Notes
HEIGHT 33 cm., WIDTH 20.5 cm., DEPTH 17 cm.
The present ATMOS clock is a very early example with its
movement driven by a mercury in glass expansion device
rotating a cylinder which winds the mainspring by ratchet. In
the late 1920s the young engineer Jean-Leon Reutter experimented
with a clock which would not need direct mechanical
or electrical intervention to keep it wound, a clock powered
only by Perpetual Motion. His idea of a Perpetual Motion
timepiece led him to make a clock with a mechanism designed
to consume the smallest possible amount of power to keep it
running. His design included a device powering the movement
independently, using mercury - a substance which would react
to the most sensitive changes in temperature and atmospheric
conditions.

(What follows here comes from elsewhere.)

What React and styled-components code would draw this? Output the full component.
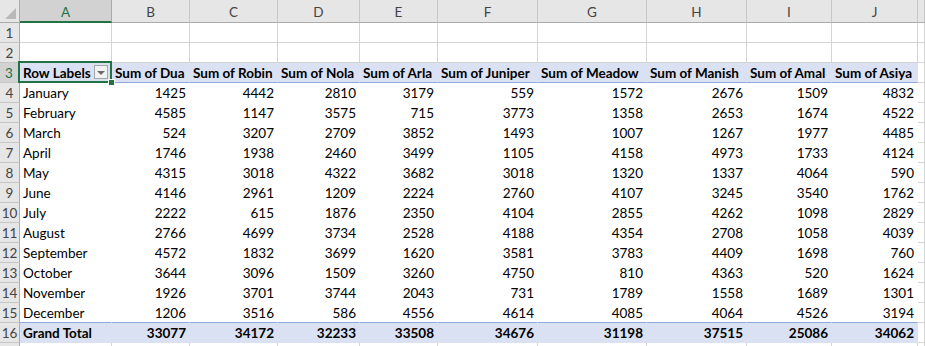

Reutter developed a specially designed glass tube
similar to that of a thermometer for the mercury and encased
it all inside a metal cylinder, known as the Bellows. The result
was an ingenious new clock unlike any other, past or present, a
timepiece that would run independently and continuously, so
incredibly sensitive that it could be rewound by the slightest
fluctuations in the atmosphere or by the slightest changes in
temperature, hence the name: "Atmos Clock". The first models,
such as the present clock, were called Reutter Atmos I. Later,
due to dangers in handling and instability, the mercury in the
Bellows powering the Atmos Clock was changed to a more stable
saturated gas, ethyl chloride. Reutter's system was patented
in 1928 and improved by Jaeger-LeCoultre.